A Multiple Hydrologic Tracer Study of Recharge, Residence Times, and Groundwater Depletion in the Columbia Basin Ground Water Management Area, Washington

Wednesday, April 14, 2010: 4:40 p.m.
Continental B (Westin Tabor Center, Denver)
Dimitri Vlassopoulos , S.S. Papadopulos & Associates Inc., Portland, OR
Vernon Johnson, Ph.D. , Retired
Carey Gazis, Ph.D. , Dept of Geological Sciences, Central Washington University, Ellensburg, WA
Terry L. Tolan, RG, LHG , GSI Water Solutions Inc., Kennewick, WA
Kevin A. Lindsey, LHG , GSI Water Solutions Inc., Kennewick, WA

As part of an ongoing study of the Columbia Basin Ground Water Management Area (GWMA) of south-central WA, parts of which have experienced substantial groundwater declines in recent decades due to large-scale pumping for agriculture, selected irrigation, municipal, and domestic wells were sampled for hydrologic tracers including stable isotopes, dissolved gases, and age tracers (CFCs, SF6, 3H, 14C, 4He) to evaluate groundwater sources, residence times and recharge mechanisms of the basalt aquifers.

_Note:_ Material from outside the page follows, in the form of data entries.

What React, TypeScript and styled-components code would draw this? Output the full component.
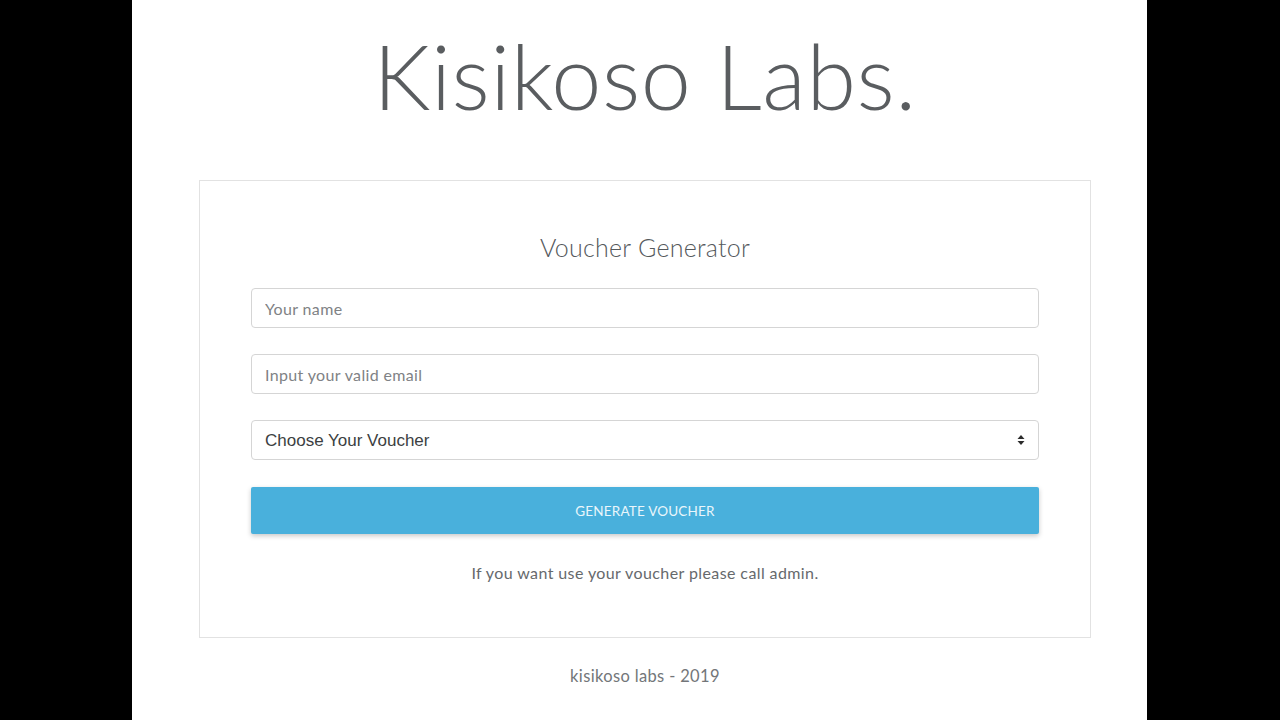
import React from 'react';
import styled, { createGlobalStyle } from 'styled-components';

const GlobalStyle = createGlobalStyle`
  html, body {
    margin: 0;
    padding: 0;
    background: #000;
    font-family: 'Lato', 'Noto Sans', sans-serif;
  }
  * { box-sizing: border-box; }
`;

const Column = styled.div`
  margin-left: 132px;
  width: 1015px;
  min-height: 720px;
  background: #fff;
  padding: 30px 56px 20px 67px;
`;

const Title = styled.h1`
  margin: 0 0 60px;
  font-size: 90px;
  line-height: 90px;
  font-weight: 300;
  color: #5a5d60;
  text-align: center;
  letter-spacing: 0.5px;
`;

const Card = styled.div`
  border: 1px solid #e2e2e2;
  padding: 51px 51px 54px;
  display: flex;
  flex-direction: column;
`;

const CardTitle = styled.h2`
  margin: 0 0 26px;
  font-size: 25px;
  line-height: 30px;
  font-weight: 300;
  letter-spacing: 0.25px;
  color: #55595c;
  text-align: center;
`;

const Field = styled.input`
  height: 40px;
  width: 100%;
  border: 1px solid #d5d5d5;
  border-radius: 4px;
  padding: 0 13px;
  font-family: 'Lato', sans-serif;
  font-size: 16px;
  letter-spacing: 0.35px;
  color: #444;
  margin-bottom: 26px;
  &::placeholder { color: #808285; }
`;

const SelectWrap = styled.div`
  position: relative;
  margin-bottom: 27px;
`;

const Select = styled.select`
  appearance: none;
  height: 40px;
  width: 100%;
  border: 1px solid #d5d5d5;
  border-radius: 4px;
  background: #fff;
  padding: 0 13px;
  font-family: 'Liberation Sans', Arial, sans-serif;
  font-size: 17px;
  color: #3c3f42;
`;

const Arrows = styled.svg`
  position: absolute;
  right: 14px;
  top: 14px;
  pointer-events: none;
`;

const Button = styled.button`
  height: 47px;
  width: 100%;
  border: none;
  border-radius: 2px;
  background: #49b0dc;
  color: #eaf6fb;
  font-family: 'Lato', sans-serif;
  font-size: 13.5px;
  text-transform: uppercase;
  letter-spacing: 0.2px;
  box-shadow: 0 2px 5px rgba(0, 0, 0, 0.22);
  cursor: pointer;
`;

const Note = styled.p`
  margin: 29px 0 0;
  font-size: 16px;
  line-height: 20px;
  letter-spacing: 0.4px;
  color: #66696c;
  text-align: center;
`;

const Footer = styled.p`
  margin: 28px 0 0;
  font-size: 16.5px;
  line-height: 20px;
  letter-spacing: 0.35px;
  color: #737679;
  text-align: center;
`;

export default function App() {
  return (
    <>
      <GlobalStyle />
      <Column>
        <Title>Kisikoso Labs.</Title>
        <Card>
          <CardTitle>Voucher Generator</CardTitle>
          <Field type="text" placeholder="Your name" />
          <Field type="email" placeholder="Input your valid email" />
          <SelectWrap>
            <Select defaultValue="">
              <option value="" disabled>Choose Your Voucher</option>
            </Select>
            <Arrows width="8" height="12" viewBox="0 0 8 12">
              <path d="M4 1 L7.5 5 H0.5 Z M4 11 L0.5 7 H7.5 Z" fill="#2b2b2b" />
            </Arrows>
          </SelectWrap>
          <Button>Generate Voucher</Button>
          <Note>If you want use your voucher please call admin.</Note>
        </Card>
        <Footer>kisikoso labs - 2019</Footer>
      </Column>
    </>
  );
}
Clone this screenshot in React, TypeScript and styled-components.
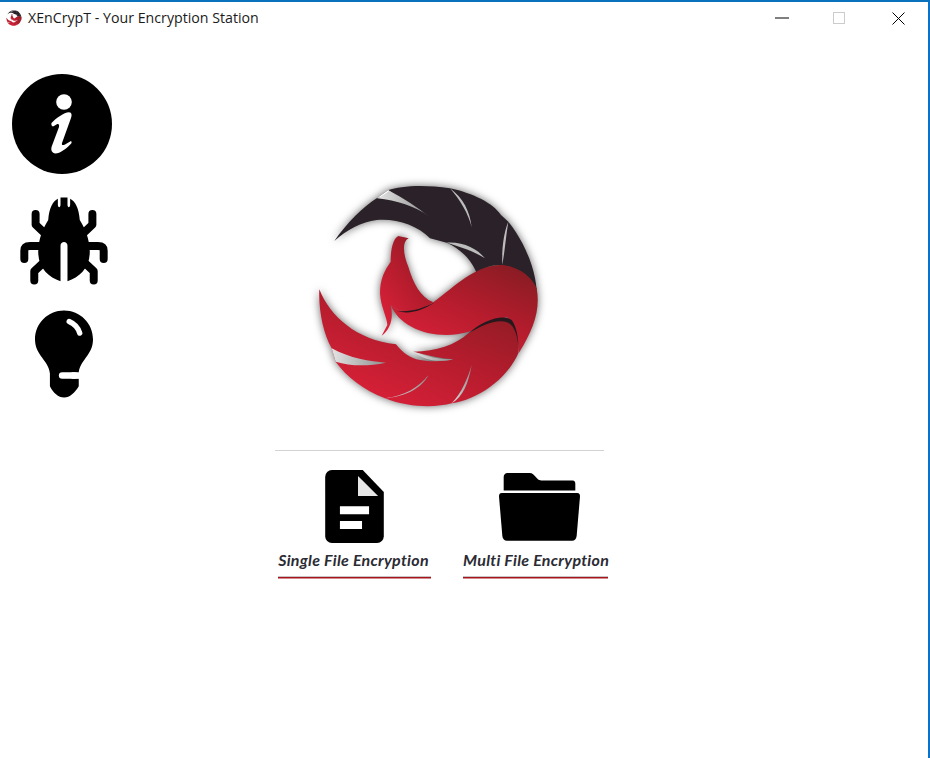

Detectable CFCs, SF6, and 3H indicate relatively short residence times (a few years to decades) for suprabasalt sedimentary aquifers and parts of the Wanapum basalt. Multiple age tracers yield discordant recharge ages for supply wells that are open over multiple aquifers, indicating intra-borehole mixing of groundwater. Apparent 14C ages in these wells range from recent to several thousand years and represent a flow-weighted mixture of different age waters. In the central part of GWMA, 14C, dissolved gas, and stable isotope data from deep (>500 m) irrigation wells completed and sealed into the Grande Ronde Basalt indicate that much of the deeper groundwater was recharged during the Pleistocene (more than 10,000 years ago) under cooler and wetter conditions. Traces of CFCs, SF6, and 3H detected in some of these wells suggest admixture of small amounts (<2 %) of modern water. While this could be partly due to sample contamination, the admixture is also likely indicative of a small degree of hydraulic continuity (natural and/or man-made) with the shallower portions of the CRBG aquifer system. This study demonstrates that natural recharge to the deeper parts of the CRBG aquifer system throughout much of the GWMA is presently very limited, but was apparently higher in the past. This finding has significant implications for CRBG groundwater availability and renewability in the study area.